Percentile ranks allow colleges to:
  1. Compare students who took different test dates (as percentile ranks account for slight variations in test difficulty)
  2. Evaluate students from different high schools with varying grading scales
  3. Identify particularly strong or weak areas in a student's application
  4. Set admissions thresholds that are consistent from year to year
However, it's important to note that most colleges use a holistic review process that considers many factors beyond just test score percentiles.

Can I calculate percentile ranks for non-numeric data?

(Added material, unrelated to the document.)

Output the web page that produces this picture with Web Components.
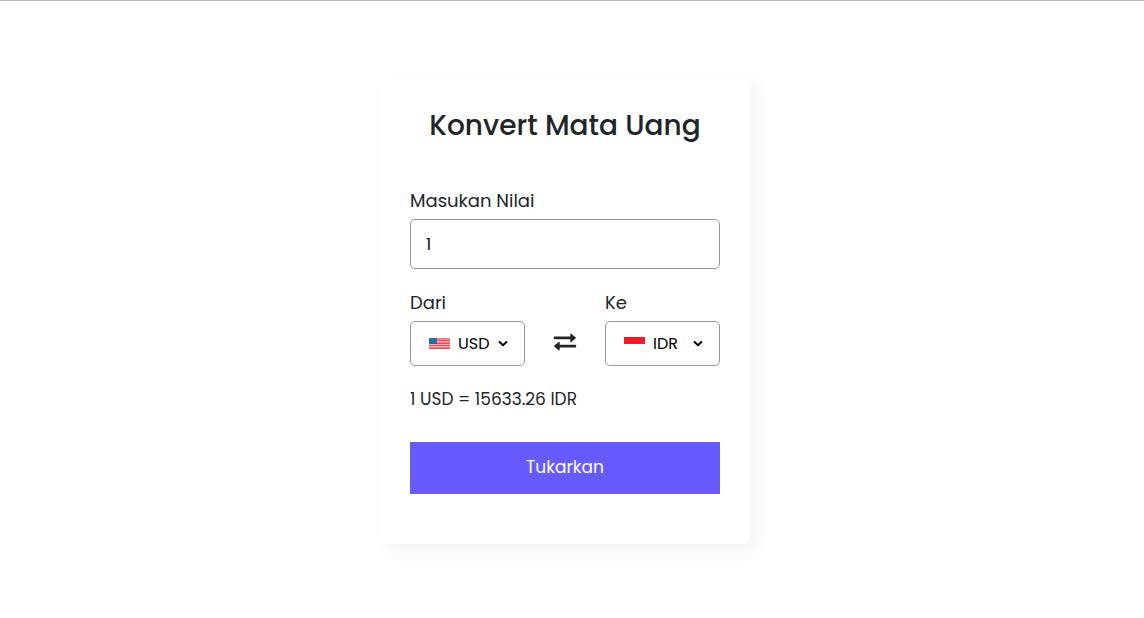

Percentile ranks are fundamentally a numerical concept that requires ordered data. For non-numeric (categorical) data, you can't directly calculate percentile ranks. However, there are some workarounds depending on your specific needs:

  • Ordinal data: If your categories have a natural order (e.g., "low", "medium", "high"), you can assign numerical values to each category and then calculate percentile ranks.
  • Nominal data: For unordered categories (e.g., colors, names), percentile ranks don't make sense. Instead, you might calculate the proportion or percentage of each category.
  • Ranked data: If you have data that's already ranked (e.g., competition results), you can calculate percentile-like measures based on the ranks.
For example, if you have survey responses on a Likert scale (1-5), you could treat these as numerical values and calculate percentile ranks to understand the distribution of responses.